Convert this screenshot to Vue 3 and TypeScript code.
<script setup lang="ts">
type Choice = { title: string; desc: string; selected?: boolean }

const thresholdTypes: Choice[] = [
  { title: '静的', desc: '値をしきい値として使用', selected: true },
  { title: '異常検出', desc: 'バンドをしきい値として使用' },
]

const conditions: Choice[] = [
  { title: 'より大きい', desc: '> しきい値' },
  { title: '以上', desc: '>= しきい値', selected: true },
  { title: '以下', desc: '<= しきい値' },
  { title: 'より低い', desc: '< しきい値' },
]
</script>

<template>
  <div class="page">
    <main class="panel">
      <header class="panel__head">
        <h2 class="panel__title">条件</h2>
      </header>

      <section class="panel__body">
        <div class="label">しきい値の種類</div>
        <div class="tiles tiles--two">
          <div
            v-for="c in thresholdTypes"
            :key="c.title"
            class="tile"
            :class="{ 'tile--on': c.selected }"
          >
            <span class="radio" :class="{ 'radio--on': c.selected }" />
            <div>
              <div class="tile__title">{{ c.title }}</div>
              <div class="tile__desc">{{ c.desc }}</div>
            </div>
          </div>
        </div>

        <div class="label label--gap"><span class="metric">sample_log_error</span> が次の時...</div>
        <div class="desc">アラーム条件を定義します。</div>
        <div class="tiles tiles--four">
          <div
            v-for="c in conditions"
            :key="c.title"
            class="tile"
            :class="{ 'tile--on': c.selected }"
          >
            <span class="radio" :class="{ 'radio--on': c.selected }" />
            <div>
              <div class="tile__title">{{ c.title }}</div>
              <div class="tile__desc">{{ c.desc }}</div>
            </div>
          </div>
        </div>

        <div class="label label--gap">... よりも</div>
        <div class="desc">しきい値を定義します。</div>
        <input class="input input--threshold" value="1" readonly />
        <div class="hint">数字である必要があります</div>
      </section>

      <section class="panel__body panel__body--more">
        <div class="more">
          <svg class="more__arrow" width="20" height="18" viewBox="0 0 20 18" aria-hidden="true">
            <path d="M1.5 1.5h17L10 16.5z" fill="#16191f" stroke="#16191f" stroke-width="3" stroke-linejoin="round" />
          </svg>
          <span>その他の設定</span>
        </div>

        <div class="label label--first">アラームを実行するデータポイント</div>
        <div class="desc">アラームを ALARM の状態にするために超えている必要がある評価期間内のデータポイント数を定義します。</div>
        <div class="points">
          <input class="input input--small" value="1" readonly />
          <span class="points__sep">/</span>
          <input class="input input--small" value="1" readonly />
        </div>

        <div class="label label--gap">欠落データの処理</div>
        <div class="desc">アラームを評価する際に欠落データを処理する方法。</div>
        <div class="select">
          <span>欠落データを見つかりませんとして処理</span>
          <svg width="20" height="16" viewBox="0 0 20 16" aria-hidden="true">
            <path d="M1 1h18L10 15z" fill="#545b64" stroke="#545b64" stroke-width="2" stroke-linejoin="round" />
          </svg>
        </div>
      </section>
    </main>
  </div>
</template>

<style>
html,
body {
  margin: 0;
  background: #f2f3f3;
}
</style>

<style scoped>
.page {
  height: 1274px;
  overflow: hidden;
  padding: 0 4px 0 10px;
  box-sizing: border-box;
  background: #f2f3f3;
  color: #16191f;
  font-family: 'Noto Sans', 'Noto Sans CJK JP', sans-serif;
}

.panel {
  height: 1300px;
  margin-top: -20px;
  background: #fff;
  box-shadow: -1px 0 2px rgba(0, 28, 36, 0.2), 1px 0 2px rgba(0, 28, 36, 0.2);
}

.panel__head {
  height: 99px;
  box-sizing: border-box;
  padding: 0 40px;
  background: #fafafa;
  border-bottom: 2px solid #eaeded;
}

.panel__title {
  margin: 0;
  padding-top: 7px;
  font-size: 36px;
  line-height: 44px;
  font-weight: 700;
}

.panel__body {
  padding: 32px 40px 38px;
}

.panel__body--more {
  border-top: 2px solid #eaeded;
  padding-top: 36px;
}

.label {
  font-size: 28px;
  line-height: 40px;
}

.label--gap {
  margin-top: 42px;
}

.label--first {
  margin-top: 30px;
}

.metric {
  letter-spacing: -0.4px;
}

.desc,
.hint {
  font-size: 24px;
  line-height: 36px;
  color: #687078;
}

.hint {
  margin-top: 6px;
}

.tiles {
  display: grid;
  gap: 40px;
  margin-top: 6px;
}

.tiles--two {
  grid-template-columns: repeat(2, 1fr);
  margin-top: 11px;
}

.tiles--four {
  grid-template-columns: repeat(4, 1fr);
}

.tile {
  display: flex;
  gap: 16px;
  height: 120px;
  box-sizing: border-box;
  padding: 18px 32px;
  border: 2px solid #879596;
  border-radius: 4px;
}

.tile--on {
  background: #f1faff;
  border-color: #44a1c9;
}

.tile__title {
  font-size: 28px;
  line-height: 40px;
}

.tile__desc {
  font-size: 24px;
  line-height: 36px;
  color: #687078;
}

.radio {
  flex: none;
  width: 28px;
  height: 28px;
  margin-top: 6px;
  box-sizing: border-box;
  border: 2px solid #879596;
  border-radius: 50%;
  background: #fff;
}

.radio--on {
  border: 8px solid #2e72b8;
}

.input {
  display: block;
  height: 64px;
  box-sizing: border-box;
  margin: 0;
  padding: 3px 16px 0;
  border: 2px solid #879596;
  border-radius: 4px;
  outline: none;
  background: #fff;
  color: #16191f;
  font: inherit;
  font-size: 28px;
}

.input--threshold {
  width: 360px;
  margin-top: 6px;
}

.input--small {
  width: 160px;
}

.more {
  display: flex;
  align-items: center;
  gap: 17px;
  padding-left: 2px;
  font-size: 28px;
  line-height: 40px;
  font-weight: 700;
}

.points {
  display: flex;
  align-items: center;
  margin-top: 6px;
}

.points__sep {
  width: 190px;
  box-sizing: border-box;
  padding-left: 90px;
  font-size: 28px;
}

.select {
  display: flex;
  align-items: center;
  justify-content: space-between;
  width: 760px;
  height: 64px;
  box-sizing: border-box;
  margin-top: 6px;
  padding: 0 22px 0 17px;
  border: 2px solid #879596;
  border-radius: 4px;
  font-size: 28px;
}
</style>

==

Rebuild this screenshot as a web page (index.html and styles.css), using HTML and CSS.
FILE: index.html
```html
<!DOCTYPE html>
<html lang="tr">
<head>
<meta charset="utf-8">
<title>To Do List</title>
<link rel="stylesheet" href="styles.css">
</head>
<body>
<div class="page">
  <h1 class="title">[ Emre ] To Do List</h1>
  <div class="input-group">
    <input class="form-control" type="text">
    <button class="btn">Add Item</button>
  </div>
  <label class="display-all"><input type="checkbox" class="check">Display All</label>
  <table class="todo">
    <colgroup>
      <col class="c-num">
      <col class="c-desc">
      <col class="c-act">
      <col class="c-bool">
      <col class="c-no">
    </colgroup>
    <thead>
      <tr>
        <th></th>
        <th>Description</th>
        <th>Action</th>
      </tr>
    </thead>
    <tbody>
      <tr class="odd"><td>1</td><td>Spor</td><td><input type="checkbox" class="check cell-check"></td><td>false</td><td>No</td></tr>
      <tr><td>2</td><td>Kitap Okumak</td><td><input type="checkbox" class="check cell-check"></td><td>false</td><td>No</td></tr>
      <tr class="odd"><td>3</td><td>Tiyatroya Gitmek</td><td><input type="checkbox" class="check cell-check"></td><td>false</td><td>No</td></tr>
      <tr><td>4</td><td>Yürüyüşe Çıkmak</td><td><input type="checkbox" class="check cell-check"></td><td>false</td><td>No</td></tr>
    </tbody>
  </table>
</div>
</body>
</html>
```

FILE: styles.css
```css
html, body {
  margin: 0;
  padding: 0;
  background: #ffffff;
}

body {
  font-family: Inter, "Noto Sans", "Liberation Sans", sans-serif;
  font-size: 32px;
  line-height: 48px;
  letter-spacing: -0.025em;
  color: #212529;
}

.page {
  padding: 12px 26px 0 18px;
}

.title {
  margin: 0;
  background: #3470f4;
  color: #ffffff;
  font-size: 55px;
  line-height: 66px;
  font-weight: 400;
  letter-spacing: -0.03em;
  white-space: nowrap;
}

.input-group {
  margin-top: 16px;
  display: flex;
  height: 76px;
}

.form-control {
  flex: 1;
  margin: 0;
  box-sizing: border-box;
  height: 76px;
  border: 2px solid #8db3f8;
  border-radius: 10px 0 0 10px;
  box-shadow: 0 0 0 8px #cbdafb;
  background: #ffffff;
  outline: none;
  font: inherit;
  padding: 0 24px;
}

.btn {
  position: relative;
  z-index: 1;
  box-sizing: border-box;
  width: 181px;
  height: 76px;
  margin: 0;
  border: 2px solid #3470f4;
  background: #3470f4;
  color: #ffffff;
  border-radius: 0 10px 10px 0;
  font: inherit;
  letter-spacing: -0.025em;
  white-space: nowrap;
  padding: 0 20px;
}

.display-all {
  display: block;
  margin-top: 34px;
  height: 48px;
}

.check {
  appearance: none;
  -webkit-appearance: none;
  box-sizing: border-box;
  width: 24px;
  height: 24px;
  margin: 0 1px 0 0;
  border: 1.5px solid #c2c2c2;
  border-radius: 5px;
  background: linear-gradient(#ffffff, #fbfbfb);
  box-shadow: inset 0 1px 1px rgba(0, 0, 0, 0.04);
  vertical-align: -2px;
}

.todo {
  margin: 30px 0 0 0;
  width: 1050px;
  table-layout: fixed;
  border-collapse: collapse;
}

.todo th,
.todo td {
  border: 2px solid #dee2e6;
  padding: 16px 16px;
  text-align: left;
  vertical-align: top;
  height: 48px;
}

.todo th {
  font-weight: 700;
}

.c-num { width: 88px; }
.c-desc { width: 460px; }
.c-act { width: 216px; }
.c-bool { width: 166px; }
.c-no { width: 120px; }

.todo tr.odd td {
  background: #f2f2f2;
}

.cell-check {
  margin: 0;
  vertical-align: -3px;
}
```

→ GOAL
Leave out every line without the string "styles" and copy the rest.

→ OUTPUT
Rebuild this screenshot as a web page (index.html and styles.css), using HTML and CSS.
<link rel="stylesheet" href="styles.css">
FILE: styles.css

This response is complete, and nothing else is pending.